# [Goal of the exercise]
Can you output the material exactly as written, minus any pictures it holds?

>> BEGIN Given data

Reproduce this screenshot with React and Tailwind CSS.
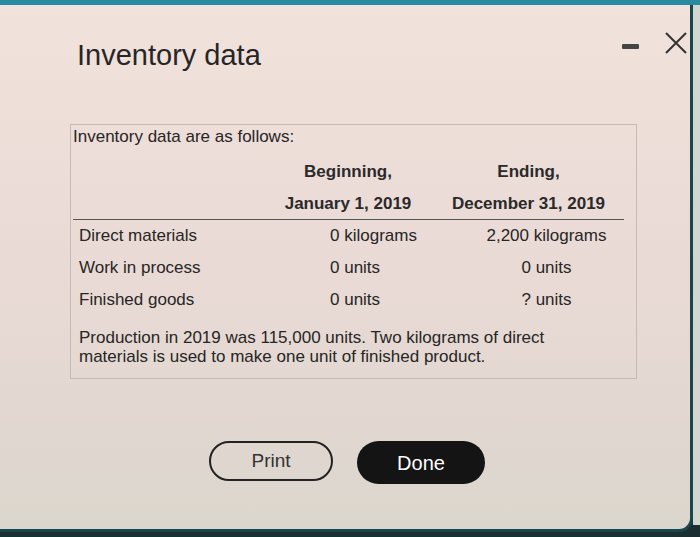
import React from "react";

export default function App() {
  const font = { fontFamily: '"Liberation Sans", Arial, sans-serif' };
  return (
    <div className="w-[700px] h-[537px] overflow-hidden bg-[#1b2f33] flex flex-col" style={font}>
      <div className="h-[5px] bg-[#2b8aa0] shrink-0" />
      <div className="flex flex-1">
        <div className="w-[693px] h-[527px] shrink-0 bg-gradient-to-b from-[#f2e2dc] via-[#eadad5] to-[#dbd6cd] border-r-[3px] border-b-[3px] border-[#17464d] rounded-br-[14px] flex flex-col text-[#222]">
          <div className="flex items-start justify-between pl-[77px] pr-[2px] pt-[33px] h-[67px]">
            <h1 className="text-[29px] leading-[34px] text-[#262626]">Inventory data</h1>
            <div className="flex items-center gap-[25px] -mt-[6px]">
              <div className="w-[17px] h-[5px] bg-[#444] rounded-[1px] mt-[6px]" />
              <svg width="24" height="22" viewBox="0 0 24 22" className="text-[#333]">
                <path d="M2 1 L22 21 M22 1 L2 21" stroke="currentColor" strokeWidth="2" fill="none" />
              </svg>
            </div>
          </div>
          <div className="ml-[70px] mt-[52px] w-[567px] border border-[#c4bbb5] pt-[2px] pb-[12px] px-[2px] text-[17px] text-[#262626]">
            <div className="leading-[20px]">Inventory data are as follows:</div>
            <div className="mt-[9px] w-[551px]">
              <div className="grid grid-cols-[208px_134px_209px] h-[32px] items-center font-semibold text-[#2a2a2a] whitespace-nowrap">
                <div />
                <div className="text-center">Beginning,</div>
                <div className="text-center pl-[18px]">Ending,</div>
              </div>
              <div className="grid grid-cols-[208px_134px_209px] h-[32px] items-center font-semibold text-[#2a2a2a] border-b border-[#555] whitespace-nowrap">
                <div />
                <div className="text-center">January 1, 2019</div>
                <div className="text-center pl-[18px]">December 31, 2019</div>
              </div>
              {[
                ["Direct materials", "0 kilograms", "2,200 kilograms"],
                ["Work in process", "0 units", "0 units"],
                ["Finished goods", "0 units", "? units"],
              ].map(([a, b, c]) => (
                <div key={a} className="grid grid-cols-[208px_134px_209px] h-[32px] items-center whitespace-nowrap">
                  <div className="pl-[6px]">{a}</div>
                  <div className="pl-[49px]">{b}</div>
                  <div className="text-center pl-[54px]">{c}</div>
                </div>
              ))}
            </div>
            <p className="mt-[12px] pl-[6px] leading-[19px] text-[17px] whitespace-nowrap">
              Production in 2019 was 115,000 units. Two kilograms of direct
              <br />
              materials is used to make one unit of finished product.
            </p>
          </div>
          <div className="mt-[62px] flex justify-center gap-[24px] pl-[4px]">
            <button className="w-[124px] h-[40px] rounded-full border-2 border-[#222] text-[19px] text-[#333] bg-transparent">
              Print
            </button>
            <button className="w-[128px] h-[43px] rounded-full bg-[#141414] text-[20px] text-white">
              Done
            </button>
          </div>
        </div>
        <div className="flex-1 h-[520px] bg-[#d3d5cf]" />
      </div>
    </div>
  );
}
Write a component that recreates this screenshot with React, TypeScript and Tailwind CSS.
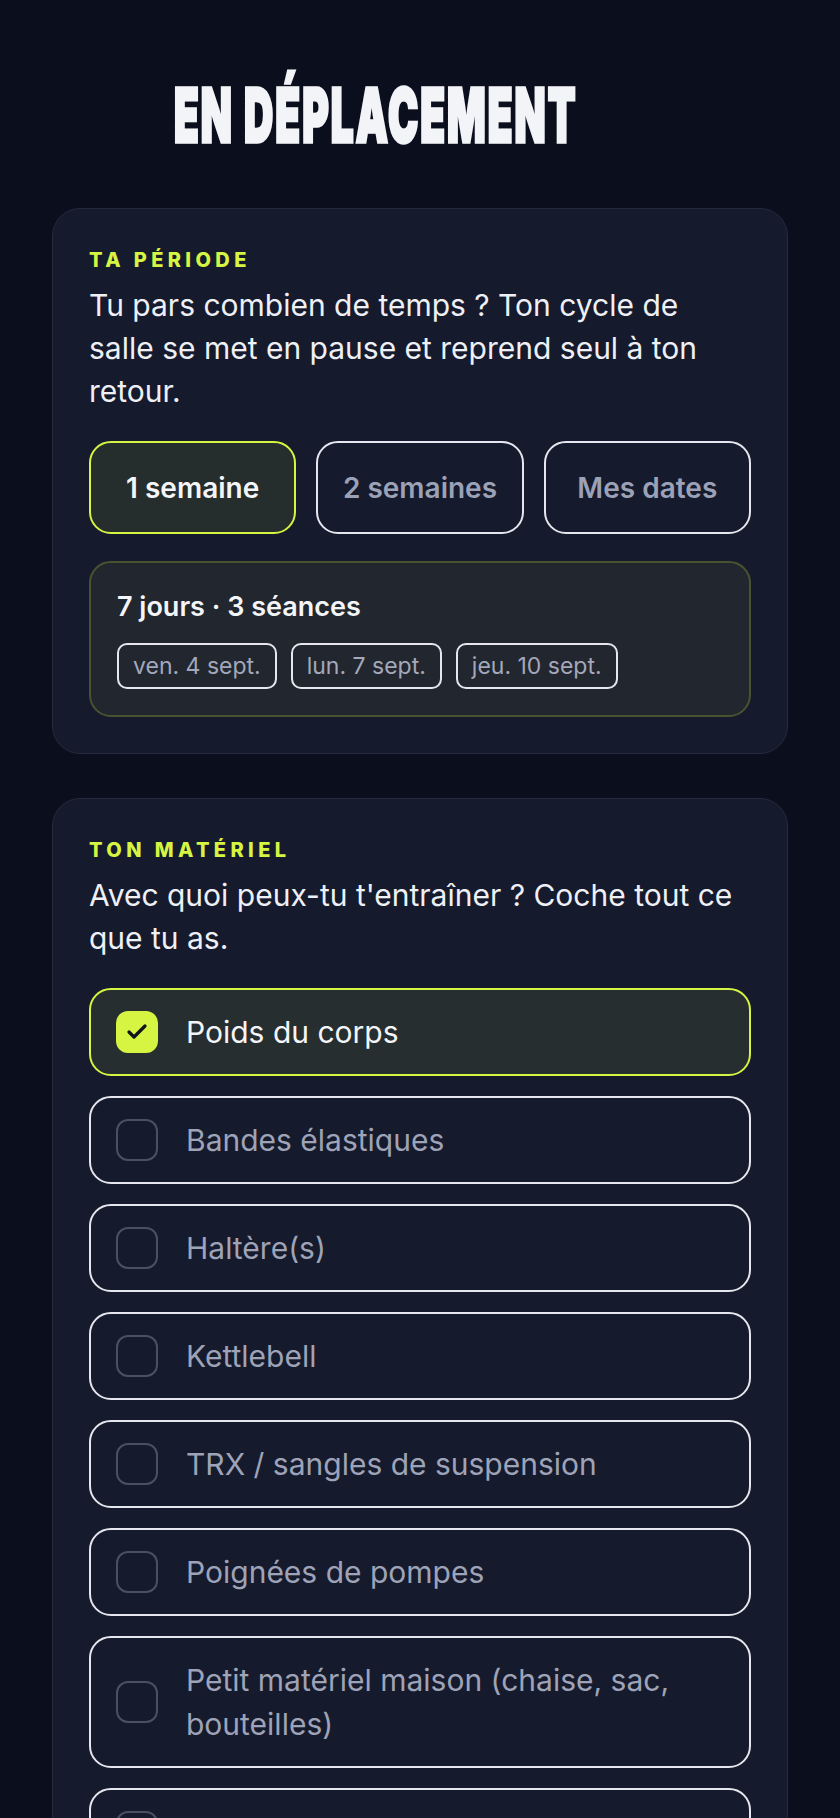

>> END Given data

# [Full solution]
Reproduce this screenshot with React and Tailwind CSS.
import React from "react";

export default function App() {
  const font = { fontFamily: '"Liberation Sans", Arial, sans-serif' };
  return (
    <div className="w-[700px] h-[537px] overflow-hidden bg-[#1b2f33] flex flex-col" style={font}>
      <div className="h-[5px] bg-[#2b8aa0] shrink-0" />
      <div className="flex flex-1">
        <div className="w-[693px] h-[527px] shrink-0 bg-gradient-to-b from-[#f2e2dc] via-[#eadad5] to-[#dbd6cd] border-r-[3px] border-b-[3px] border-[#17464d] rounded-br-[14px] flex flex-col text-[#222]">
          <div className="flex items-start justify-between pl-[77px] pr-[2px] pt-[33px] h-[67px]">
            <h1 className="text-[29px] leading-[34px] text-[#262626]">Inventory data</h1>
            <div className="flex items-center gap-[25px] -mt-[6px]">
              <div className="w-[17px] h-[5px] bg-[#444] rounded-[1px] mt-[6px]" />
              <svg width="24" height="22" viewBox="0 0 24 22" className="text-[#333]">
                <path d="M2 1 L22 21 M22 1 L2 21" stroke="currentColor" strokeWidth="2" fill="none" />
              </svg>
            </div>
          </div>
          <div className="ml-[70px] mt-[52px] w-[567px] border border-[#c4bbb5] pt-[2px] pb-[12px] px-[2px] text-[17px] text-[#262626]">
            <div className="leading-[20px]">Inventory data are as follows:</div>
            <div className="mt-[9px] w-[551px]">
              <div className="grid grid-cols-[208px_134px_209px] h-[32px] items-center font-semibold text-[#2a2a2a] whitespace-nowrap">
                <div />
                <div className="text-center">Beginning,</div>
                <div className="text-center pl-[18px]">Ending,</div>
              </div>
              <div className="grid grid-cols-[208px_134px_209px] h-[32px] items-center font-semibold text-[#2a2a2a] border-b border-[#555] whitespace-nowrap">
                <div />
                <div className="text-center">January 1, 2019</div>
                <div className="text-center pl-[18px]">December 31, 2019</div>
              </div>
              {[
                ["Direct materials", "0 kilograms", "2,200 kilograms"],
                ["Work in process", "0 units", "0 units"],
                ["Finished goods", "0 units", "? units"],
              ].map(([a, b, c]) => (
                <div key={a} className="grid grid-cols-[208px_134px_209px] h-[32px] items-center whitespace-nowrap">
                  <div className="pl-[6px]">{a}</div>
                  <div className="pl-[49px]">{b}</div>
                  <div className="text-center pl-[54px]">{c}</div>
                </div>
              ))}
            </div>
            <p className="mt-[12px] pl-[6px] leading-[19px] text-[17px] whitespace-nowrap">
              Production in 2019 was 115,000 units. Two kilograms of direct
              <br />
              materials is used to make one unit of finished product.
            </p>
          </div>
          <div className="mt-[62px] flex justify-center gap-[24px] pl-[4px]">
            <button className="w-[124px] h-[40px] rounded-full border-2 border-[#222] text-[19px] text-[#333] bg-transparent">
              Print
            </button>
            <button className="w-[128px] h-[43px] rounded-full bg-[#141414] text-[20px] text-white">
              Done
            </button>
          </div>
        </div>
        <div className="flex-1 h-[520px] bg-[#d3d5cf]" />
      </div>
    </div>
  );
}
Write a component that recreates this screenshot with React, TypeScript and Tailwind CSS.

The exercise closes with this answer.